Aktuell (Juli 2023) wird sogar überlegt, die Lieferung von 48 Eurofightern zu genehmigen. Saudi-Arabien verfügt bereits über 72 solcher Maschinen, die auch im Bürgerkrieg in Jemen zum Einsatz kommen, wobei auch Zivilisten sterben. Das saudische Regime hatte sich bereits vor fünf Jahren mit dem britischen Rüstungskonzern BAE Systems auf die Lieferung der 48 neuen Kampfflieger geeinigt, doch da Komponenten aus Deutschland benötigt werden, muss die Bundesregierung zustimmen.
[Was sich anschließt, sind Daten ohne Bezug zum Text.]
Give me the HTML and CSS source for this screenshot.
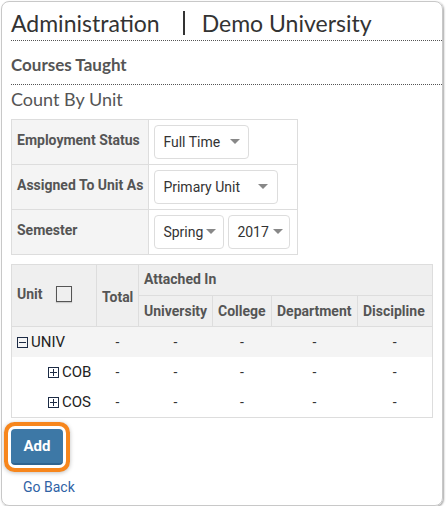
FILE: index.html
```html
<!DOCTYPE html>
<html>
<head>
<meta charset="utf-8">
<link rel="stylesheet" href="styles.css">
</head>
<body>
<div class="frame">
  <h1 class="title"><span>Administration</span><span class="sep"></span><span>Demo University</span></h1>
  <h2 class="section">Courses Taught</h2>
  <h3 class="subsection">Count By Unit</h3>

  <table class="filters">
    <tr>
      <th>Employment Status</th>
      <td><span class="select w-status"><span>Full Time</span><i class="caret"></i></span></td>
    </tr>
    <tr>
      <th>Assigned To Unit As</th>
      <td><span class="select w-unit"><span>Primary Unit</span><i class="caret"></i></span></td>
    </tr>
    <tr>
      <th>Semester</th>
      <td><span class="select w-sem"><span>Spring</span><i class="caret"></i></span><span class="select w-year"><span>2017</span><i class="caret"></i></span></td>
    </tr>
  </table>

  <table class="grid">
    <colgroup>
      <col class="c-unit"><col class="c-total"><col class="c-univ"><col class="c-coll"><col class="c-dept"><col class="c-disc">
    </colgroup>
    <thead>
      <tr>
        <th rowspan="2" class="unit-h"><span>Unit</span><span class="check"></span></th>
        <th rowspan="2" class="total-h">Total</th>
        <th colspan="4" class="attached">Attached In</th>
      </tr>
      <tr>
        <th>University</th><th>College</th><th>Department</th><th>Discipline</th>
      </tr>
    </thead>
    <tbody>
      <tr class="odd">
        <td class="name"><span class="tree minus"></span>UNIV</td>
        <td>-</td><td>-</td><td>-</td><td>-</td><td>-</td>
      </tr>
      <tr>
        <td class="name child"><span class="tree plus"></span>COB</td>
        <td>-</td><td>-</td><td>-</td><td>-</td><td>-</td>
      </tr>
      <tr>
        <td class="name child"><span class="tree plus"></span>COS</td>
        <td>-</td><td>-</td><td>-</td><td>-</td><td>-</td>
      </tr>
    </tbody>
  </table>

  <div class="actions">
    <button class="add">Add</button>
  </div>
  <a class="back" href="#">Go Back</a>
</div>
</body>
</html>
```

FILE: styles.css
```css
html, body {
  margin: 0;
  padding: 0;
  background: #fff;
}
body {
  font-family: Roboto, "Liberation Sans", sans-serif;
  color: #333;
}
.frame {
  margin: 1px 0 0 1px;
  width: 442px;
  height: 505px;
  box-sizing: border-box;
  border: 1px solid #c8c8c8;
  border-radius: 8px;
  box-shadow: 1px 1px 2px rgba(0,0,0,0.35);
  padding: 0 0 0 9px;
  overflow: hidden;
}
.title {
  margin: 0;
  font-family: Lato, "Open Sans", sans-serif;
  font-weight: 400;
  font-size: 23px;
  color: #333;
  line-height: 30px;
  padding: 6px 0 2px;
  border-bottom: 1px dotted #555;
  display: flex;
  align-items: center;
}
.sep {
  display: inline-block;
  width: 2px;
  height: 24px;
  background: #333;
  margin: 0 17px 0 23px;
}
.section {
  margin: 0;
  font-family: Lato, "Open Sans", sans-serif;
  font-weight: 700;
  font-size: 17px;
  color: #555;
  line-height: 20px;
  padding: 14px 0 9px;
  border-bottom: 1px dotted #555;
}
.subsection {
  margin: 0;
  font-family: Lato, "Open Sans", sans-serif;
  font-weight: 400;
  font-size: 18px;
  color: #555;
  line-height: 20px;
  padding: 4px 0 10px;
}
table {
  border-collapse: collapse;
}
.filters {
  border: 1px solid #ddd;
}
.filters th {
  background: #f4f4f4;
  border: 1px solid #ddd;
  text-align: left;
  font-size: 14px;
  font-weight: 700;
  color: #555;
  padding: 0 5px 5px 5px;
  vertical-align: middle;
  height: 45px;
  box-sizing: border-box;
  white-space: nowrap;
}
.filters td {
  border: 1px solid #ddd;
  padding: 0 7px 0 5px;
  height: 45px;
  box-sizing: border-box;
}
.select {
  display: inline-flex;
  align-items: center;
  justify-content: space-between;
  box-sizing: border-box;
  height: 34px;
  border: 1px solid #ddd;
  border-radius: 4px;
  padding: 0 8px 0 8px;
  font-size: 14px;
  color: #333;
  vertical-align: middle;
}
.select + .select {
  margin-left: 4px;
}
.w-status { width: 95px; padding-right: 8px; }
.w-unit { width: 124px; padding-right: 9px; }
.w-sem { width: 70px; padding-right: 7px; }
.w-year { width: 62px; padding-right: 6px; }
.caret {
  width: 0;
  height: 0;
  border-left: 5px solid transparent;
  border-right: 5px solid transparent;
  border-top: 5px solid #888;
  margin-bottom: 2px;
}
.grid {
  margin-top: 9px;
  table-layout: fixed;
  width: 421px;
  border: 1px solid #ddd;
  font-size: 14px;
}
.c-unit { width: 85px; }
.c-total { width: 42px; }
.c-univ { width: 74px; }
.c-coll { width: 59px; }
.c-dept { width: 86px; }
.c-disc { width: 75px; }
.grid thead th {
  background: #efefef;
  border: 1px solid #ddd;
  font-weight: 700;
  color: #555;
  text-align: left;
  padding: 0 5px;
  height: 31px;
  box-sizing: border-box;
  white-space: nowrap;
}
.grid thead th.attached {
  padding-top: 0;
  padding-bottom: 2px;
}
.unit-h {
  vertical-align: middle;
}
.unit-h span {
  vertical-align: middle;
}
.unit-h > span:first-child {
  position: relative;
  top: -2px;
}
.check {
  display: inline-block;
  width: 14px;
  height: 14px;
  border: 1px solid #555;
  margin-left: 13px;
  box-shadow: 0 1px 1px rgba(0,0,0,0.15);
  position: relative;
  top: -2px;
}
.total-h {
  padding-top: 2px !important;
}
.grid tbody td {
  height: 30px;
  text-align: center;
  color: #333;
  padding: 0;
  border: none;
  font-size: 14px;
}
.grid tbody tr.odd td {
  background: #f4f4f4;
}
.grid tbody td.name {
  text-align: left;
  padding-left: 5px;
  font-size: 15px;
  color: #222;
  white-space: nowrap;
}
.grid tbody td.child {
  padding-left: 36px;
}
.tree {
  display: inline-block;
  width: 9px;
  height: 9px;
  border: 1px solid #1c2b45;
  margin-right: 3px;
  position: relative;
  vertical-align: -1px;
}
.tree::before {
  content: "";
  position: absolute;
  left: 1px;
  right: 1px;
  top: 4px;
  height: 1px;
  background: #1c2b45;
}
.plus::after {
  content: "";
  position: absolute;
  top: 1px;
  bottom: 1px;
  left: 4px;
  width: 1px;
  background: #1c2b45;
}
.actions {
  margin-top: 11px;
}
.add {
  width: 52px;
  height: 36px;
  border: none;
  border-bottom: 2px solid #2f6490;
  border-radius: 4px;
  background: #3d78a6;
  color: #fff;
  font-family: Roboto, "Liberation Sans", sans-serif;
  font-weight: 700;
  font-size: 15px;
  padding: 0;
  box-shadow: 0 0 0 3px #fff, 0 0 0 7px #f7861c, 0 1px 4px 7px rgba(0,0,0,0.25);
}
.back {
  display: inline-block;
  margin: 14px 0 0 12px;
  color: #2f62a5;
  font-size: 14px;
  text-decoration: none;
}
```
Nach Presseberichten tendieren Bundeskanzler Scholz und Finanzminister Lindner dazu, die Genehmigung zu erteilen.

Mit 63 Milliarden US-Dollar hatte Saudi-Arabien 2016 die weltweit vierthöchsten Militärausgaben (hinter USA, China und Russland). Ein Grund für die hohen Ausgaben ist die Beteiligung am Krieg im Jemen. Dort kämpfen seit 2004 sunnitische Stammesmilzen sowie Teile der jemenitischen Armee gegen schiitische Huthi-Rebellen, die ebenfalls von Teilen der Armee unterstützt werden. Seit 2015 läuft eine Militärintervention einer von Saudi-Arabien angeführten Allianz, die von anderen sunnitisch regierten Staaten mitgetragen sowie von USA, Frankreich und Großbritannien logistisch unterstützt wird. Die Huthis wiederum werden (zumindest) finanziell stark vom Iran unterstützt, wodurch der ehemalige Bürgerkrieg zu einem Stellvertreterkrieg geworden ist.
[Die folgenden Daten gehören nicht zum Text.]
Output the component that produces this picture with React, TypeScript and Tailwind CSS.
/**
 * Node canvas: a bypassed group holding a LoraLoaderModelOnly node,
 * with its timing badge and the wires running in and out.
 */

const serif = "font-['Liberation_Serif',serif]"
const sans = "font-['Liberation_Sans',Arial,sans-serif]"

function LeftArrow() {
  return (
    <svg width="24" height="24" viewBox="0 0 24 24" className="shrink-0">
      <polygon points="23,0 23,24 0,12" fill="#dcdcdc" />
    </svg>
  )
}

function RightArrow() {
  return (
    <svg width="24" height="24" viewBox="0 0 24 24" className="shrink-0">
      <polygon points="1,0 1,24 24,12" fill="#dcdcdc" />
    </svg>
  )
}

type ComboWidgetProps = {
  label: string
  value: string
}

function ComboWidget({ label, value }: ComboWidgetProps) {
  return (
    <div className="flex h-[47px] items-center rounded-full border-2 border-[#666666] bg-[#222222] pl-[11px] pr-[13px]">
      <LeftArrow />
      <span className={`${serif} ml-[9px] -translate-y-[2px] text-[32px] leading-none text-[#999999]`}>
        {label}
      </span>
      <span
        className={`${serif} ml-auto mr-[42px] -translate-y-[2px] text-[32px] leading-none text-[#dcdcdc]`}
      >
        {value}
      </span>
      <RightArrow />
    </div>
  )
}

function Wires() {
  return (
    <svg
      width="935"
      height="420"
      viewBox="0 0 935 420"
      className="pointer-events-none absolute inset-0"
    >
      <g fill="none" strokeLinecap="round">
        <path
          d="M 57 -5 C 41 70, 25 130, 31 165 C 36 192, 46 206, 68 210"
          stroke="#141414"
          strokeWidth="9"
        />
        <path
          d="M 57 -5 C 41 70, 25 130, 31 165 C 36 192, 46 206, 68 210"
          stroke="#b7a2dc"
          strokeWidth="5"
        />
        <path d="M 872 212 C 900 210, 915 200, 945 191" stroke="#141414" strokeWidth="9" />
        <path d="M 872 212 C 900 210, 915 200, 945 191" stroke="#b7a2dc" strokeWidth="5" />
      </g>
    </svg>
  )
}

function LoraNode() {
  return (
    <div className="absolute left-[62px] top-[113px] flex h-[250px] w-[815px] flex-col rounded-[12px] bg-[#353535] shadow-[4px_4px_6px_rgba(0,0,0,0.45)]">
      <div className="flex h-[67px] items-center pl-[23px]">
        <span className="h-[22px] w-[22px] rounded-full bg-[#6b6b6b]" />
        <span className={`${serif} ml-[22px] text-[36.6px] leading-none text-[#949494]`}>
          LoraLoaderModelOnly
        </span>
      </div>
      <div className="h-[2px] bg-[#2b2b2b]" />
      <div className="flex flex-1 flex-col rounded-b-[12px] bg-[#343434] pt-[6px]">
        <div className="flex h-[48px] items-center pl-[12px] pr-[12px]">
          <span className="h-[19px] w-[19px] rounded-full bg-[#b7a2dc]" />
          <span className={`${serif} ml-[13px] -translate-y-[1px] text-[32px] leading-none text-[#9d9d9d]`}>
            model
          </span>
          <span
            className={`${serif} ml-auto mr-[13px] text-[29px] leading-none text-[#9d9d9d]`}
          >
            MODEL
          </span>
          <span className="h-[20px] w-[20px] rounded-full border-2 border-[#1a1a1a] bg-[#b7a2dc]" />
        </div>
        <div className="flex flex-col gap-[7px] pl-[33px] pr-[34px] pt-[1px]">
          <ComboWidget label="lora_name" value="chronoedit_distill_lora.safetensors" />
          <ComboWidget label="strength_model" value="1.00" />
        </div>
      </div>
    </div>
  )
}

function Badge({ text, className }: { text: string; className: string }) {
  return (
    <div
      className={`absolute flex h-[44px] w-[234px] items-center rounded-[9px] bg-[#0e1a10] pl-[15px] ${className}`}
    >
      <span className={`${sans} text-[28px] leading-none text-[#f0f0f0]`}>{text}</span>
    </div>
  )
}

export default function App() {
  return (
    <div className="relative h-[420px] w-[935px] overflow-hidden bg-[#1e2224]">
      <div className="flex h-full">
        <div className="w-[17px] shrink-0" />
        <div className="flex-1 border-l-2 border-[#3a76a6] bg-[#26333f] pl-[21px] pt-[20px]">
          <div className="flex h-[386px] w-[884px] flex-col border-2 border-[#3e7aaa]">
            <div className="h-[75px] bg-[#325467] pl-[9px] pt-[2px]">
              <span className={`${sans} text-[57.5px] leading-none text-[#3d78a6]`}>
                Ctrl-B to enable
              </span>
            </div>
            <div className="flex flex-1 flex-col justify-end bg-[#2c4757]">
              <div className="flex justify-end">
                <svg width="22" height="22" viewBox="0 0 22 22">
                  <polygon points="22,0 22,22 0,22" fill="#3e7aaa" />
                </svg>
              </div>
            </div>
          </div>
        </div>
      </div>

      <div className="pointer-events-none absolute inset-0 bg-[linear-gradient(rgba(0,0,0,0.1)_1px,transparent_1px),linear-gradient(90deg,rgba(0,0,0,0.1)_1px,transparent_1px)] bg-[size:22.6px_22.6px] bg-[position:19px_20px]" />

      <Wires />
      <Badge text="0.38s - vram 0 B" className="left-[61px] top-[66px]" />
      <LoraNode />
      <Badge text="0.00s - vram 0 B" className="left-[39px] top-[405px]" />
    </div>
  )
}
Die Opferzahlen können kaum geschätzt werden. Allein in den ersten sieben Monaten der Intervention 2015 starben nach NGO-Angaben 4.500 Zivilist:innen, Zehntausende wurden vertrieben, hauptsächlich infolge saudischer Luftangriffe. Die saudisch geführte Militärkoalition wurde beschuldigt, Streubomben einzusetzen, bei ihren Luftangriffen keinerlei Rücksicht auf zivile Opfer zu nehmen und Krankenhäuser zu attackieren. Die Seeblockade der saudisch geführten Militärkoalition für das ganze Land wurde für akute Versorgungsprobleme der Bevölkerung verantwortlich gemacht, von der 80 Prozent auf humanitäre Hilfe angewiesen waren, deren Verteilung durch die Blockaden und die rücksichtslose Kriegführung behindert wurde.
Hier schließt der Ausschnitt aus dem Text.